## PROVIDED ENTRIES
┄┄┄┄┄┄┄┄┄┄┄┄┄┄┄┄┄┄┄┄
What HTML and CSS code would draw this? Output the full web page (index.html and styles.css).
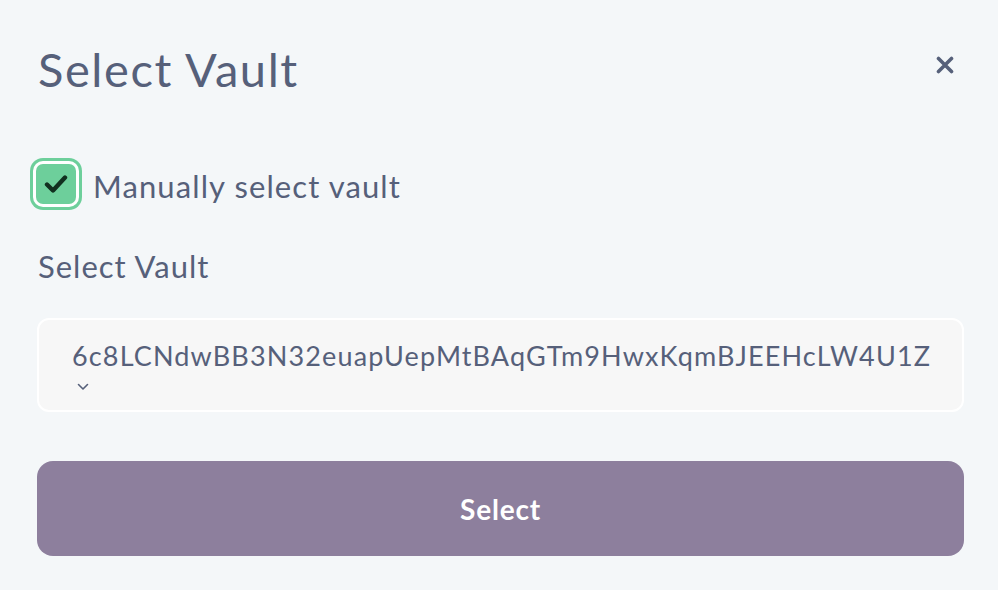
┄┄┄┄┄┄┄┄┄┄┄┄┄┄┄┄┄┄┄┄
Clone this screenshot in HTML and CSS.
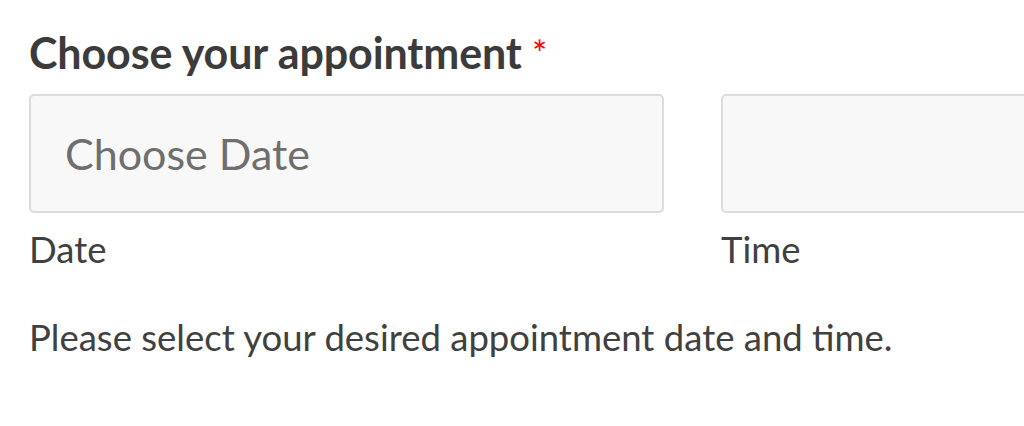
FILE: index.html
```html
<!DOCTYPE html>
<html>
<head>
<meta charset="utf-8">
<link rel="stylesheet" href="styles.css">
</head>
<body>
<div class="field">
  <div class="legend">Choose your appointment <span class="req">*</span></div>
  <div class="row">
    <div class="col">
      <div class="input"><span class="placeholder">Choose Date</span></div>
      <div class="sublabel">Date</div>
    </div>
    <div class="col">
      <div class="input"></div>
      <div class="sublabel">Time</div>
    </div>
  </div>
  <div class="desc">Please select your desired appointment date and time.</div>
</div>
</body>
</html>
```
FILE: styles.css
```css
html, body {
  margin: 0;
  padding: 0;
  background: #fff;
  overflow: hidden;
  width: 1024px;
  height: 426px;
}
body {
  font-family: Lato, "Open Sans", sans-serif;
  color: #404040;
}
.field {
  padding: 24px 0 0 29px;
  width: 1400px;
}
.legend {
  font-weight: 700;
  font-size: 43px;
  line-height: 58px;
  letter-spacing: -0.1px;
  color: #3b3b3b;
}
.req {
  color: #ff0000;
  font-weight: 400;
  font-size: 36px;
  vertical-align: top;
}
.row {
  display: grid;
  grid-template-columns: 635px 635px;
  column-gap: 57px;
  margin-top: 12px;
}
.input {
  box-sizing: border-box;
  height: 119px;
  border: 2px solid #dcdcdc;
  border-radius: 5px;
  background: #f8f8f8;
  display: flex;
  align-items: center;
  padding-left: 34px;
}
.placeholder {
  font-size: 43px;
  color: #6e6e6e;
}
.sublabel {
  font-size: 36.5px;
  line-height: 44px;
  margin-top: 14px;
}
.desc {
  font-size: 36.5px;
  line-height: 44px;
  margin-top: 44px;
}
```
┄┄┄┄┄┄┄┄┄┄┄┄┄┄┄┄┄┄┄┄
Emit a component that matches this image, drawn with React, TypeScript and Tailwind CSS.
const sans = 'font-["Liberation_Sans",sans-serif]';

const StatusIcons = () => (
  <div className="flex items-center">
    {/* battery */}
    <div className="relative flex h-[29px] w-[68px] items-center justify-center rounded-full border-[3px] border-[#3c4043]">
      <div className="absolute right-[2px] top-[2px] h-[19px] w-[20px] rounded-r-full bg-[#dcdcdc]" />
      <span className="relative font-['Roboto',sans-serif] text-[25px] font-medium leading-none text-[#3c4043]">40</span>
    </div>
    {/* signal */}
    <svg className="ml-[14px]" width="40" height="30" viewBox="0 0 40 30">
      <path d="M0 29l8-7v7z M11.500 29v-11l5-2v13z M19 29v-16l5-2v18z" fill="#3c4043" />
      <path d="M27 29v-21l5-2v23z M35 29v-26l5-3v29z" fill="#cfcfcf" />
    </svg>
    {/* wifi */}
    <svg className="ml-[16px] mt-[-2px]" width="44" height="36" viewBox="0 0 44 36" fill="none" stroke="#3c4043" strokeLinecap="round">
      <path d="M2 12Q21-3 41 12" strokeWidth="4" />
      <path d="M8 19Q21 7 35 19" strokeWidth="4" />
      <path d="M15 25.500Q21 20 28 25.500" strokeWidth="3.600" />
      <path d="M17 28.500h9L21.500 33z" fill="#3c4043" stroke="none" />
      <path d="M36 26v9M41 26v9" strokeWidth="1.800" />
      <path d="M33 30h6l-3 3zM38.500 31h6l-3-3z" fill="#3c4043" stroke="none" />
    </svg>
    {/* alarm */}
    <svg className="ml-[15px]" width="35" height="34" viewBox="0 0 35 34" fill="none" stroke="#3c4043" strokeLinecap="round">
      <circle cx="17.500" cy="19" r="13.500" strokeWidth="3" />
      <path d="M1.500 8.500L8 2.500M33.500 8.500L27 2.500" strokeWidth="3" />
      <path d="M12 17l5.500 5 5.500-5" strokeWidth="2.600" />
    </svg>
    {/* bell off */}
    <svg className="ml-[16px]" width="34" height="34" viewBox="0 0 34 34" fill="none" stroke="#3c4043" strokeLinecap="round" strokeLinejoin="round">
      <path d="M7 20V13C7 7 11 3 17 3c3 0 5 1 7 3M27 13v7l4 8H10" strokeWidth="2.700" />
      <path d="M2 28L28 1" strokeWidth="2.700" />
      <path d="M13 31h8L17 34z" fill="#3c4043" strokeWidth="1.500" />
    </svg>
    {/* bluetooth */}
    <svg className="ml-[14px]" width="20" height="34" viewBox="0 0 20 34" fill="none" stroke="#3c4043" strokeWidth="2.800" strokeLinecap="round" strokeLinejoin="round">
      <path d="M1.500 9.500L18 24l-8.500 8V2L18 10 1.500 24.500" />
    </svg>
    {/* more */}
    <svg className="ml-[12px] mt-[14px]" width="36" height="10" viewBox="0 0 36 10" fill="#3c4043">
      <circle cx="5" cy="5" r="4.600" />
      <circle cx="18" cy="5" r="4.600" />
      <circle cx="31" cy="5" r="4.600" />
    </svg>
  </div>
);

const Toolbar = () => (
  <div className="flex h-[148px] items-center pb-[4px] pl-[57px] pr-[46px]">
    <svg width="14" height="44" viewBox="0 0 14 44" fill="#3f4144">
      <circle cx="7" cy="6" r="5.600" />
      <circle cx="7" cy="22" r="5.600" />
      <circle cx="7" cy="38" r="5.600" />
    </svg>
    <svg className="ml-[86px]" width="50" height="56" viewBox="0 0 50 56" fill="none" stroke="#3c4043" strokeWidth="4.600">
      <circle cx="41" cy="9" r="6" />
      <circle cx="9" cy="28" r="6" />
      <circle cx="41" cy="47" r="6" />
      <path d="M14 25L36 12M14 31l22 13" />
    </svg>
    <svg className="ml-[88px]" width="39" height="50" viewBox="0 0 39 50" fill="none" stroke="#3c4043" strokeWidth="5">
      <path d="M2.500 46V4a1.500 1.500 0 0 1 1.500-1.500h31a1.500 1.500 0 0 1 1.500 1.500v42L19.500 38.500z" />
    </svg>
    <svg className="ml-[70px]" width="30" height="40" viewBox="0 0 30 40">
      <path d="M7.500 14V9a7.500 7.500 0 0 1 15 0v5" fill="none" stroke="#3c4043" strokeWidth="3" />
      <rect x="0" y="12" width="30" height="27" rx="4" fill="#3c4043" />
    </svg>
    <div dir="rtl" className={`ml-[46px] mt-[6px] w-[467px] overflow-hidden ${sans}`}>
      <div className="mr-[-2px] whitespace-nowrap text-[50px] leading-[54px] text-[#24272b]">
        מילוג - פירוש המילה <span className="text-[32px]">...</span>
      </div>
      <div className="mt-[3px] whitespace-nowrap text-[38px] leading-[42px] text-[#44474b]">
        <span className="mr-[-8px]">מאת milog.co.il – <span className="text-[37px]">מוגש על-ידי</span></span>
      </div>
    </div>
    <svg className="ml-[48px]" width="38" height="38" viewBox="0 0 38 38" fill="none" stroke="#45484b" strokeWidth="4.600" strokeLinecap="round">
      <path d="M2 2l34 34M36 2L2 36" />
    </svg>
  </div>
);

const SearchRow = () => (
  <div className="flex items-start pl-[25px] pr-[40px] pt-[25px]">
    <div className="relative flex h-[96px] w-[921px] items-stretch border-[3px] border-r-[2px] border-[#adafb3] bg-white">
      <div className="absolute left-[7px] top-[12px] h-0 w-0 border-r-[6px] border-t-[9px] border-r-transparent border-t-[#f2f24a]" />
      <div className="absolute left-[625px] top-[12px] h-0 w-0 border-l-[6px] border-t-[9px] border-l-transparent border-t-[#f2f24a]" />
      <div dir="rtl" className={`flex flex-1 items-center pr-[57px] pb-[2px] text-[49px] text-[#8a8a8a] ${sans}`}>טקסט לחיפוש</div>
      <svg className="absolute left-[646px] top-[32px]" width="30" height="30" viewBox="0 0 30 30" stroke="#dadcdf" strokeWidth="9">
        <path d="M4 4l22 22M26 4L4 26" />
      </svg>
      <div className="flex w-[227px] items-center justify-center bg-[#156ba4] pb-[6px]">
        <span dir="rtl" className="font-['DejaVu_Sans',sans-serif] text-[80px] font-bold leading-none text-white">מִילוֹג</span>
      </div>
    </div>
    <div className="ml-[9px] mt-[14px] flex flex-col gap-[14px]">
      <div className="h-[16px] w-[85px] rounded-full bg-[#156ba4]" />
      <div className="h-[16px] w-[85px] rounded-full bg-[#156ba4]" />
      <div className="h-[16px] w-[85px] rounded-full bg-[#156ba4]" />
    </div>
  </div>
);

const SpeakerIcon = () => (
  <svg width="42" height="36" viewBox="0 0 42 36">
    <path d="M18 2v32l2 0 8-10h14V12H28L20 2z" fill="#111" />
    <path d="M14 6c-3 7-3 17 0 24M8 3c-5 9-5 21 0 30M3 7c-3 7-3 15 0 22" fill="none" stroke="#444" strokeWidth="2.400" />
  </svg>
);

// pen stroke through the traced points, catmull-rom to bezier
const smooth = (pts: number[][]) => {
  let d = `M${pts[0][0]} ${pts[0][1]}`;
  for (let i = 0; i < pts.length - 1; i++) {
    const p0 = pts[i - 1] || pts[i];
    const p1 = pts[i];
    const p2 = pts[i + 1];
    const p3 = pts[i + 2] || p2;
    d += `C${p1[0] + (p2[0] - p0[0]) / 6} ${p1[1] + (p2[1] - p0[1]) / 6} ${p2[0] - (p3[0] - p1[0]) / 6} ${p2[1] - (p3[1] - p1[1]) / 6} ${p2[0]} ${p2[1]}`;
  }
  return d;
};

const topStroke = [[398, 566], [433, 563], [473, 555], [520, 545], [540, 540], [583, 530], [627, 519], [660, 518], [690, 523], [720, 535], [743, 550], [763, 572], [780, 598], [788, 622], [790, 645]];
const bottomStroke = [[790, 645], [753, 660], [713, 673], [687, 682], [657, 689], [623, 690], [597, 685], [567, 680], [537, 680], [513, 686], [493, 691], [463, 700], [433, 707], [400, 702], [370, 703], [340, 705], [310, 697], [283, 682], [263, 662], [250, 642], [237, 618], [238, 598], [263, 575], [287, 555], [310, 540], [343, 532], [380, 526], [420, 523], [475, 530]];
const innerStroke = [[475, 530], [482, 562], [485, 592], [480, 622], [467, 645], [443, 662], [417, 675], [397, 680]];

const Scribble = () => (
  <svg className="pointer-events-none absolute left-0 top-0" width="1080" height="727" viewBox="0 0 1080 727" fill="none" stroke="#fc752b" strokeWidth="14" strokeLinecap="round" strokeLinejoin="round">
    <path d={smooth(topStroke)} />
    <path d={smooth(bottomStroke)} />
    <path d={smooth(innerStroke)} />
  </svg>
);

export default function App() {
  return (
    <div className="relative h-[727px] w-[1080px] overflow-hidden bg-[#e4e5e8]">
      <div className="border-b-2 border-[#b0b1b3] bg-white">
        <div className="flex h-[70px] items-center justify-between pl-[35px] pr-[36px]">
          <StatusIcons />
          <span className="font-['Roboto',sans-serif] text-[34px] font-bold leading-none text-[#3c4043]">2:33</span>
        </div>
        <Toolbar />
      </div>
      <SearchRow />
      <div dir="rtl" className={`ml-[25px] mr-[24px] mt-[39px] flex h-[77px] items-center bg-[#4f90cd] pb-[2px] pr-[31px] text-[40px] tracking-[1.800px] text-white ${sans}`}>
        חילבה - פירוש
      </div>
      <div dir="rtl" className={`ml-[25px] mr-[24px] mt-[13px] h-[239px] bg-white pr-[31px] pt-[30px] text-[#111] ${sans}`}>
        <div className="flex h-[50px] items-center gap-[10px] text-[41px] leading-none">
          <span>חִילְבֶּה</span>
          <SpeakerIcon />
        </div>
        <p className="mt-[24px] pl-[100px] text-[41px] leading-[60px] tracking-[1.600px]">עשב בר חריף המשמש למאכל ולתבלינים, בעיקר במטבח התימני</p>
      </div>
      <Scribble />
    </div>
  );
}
┄┄┄┄┄┄┄┄┄┄┄┄┄┄┄┄┄┄┄┄
## TASK PROMPT
Look through the data above. Copy every line with the string "styles" in it.

## SOLUTION TO THE EXERCISE
What HTML and CSS code would draw this? Output the full web page (index.html and styles.css).
<link rel="stylesheet" href="styles.css">
FILE: styles.css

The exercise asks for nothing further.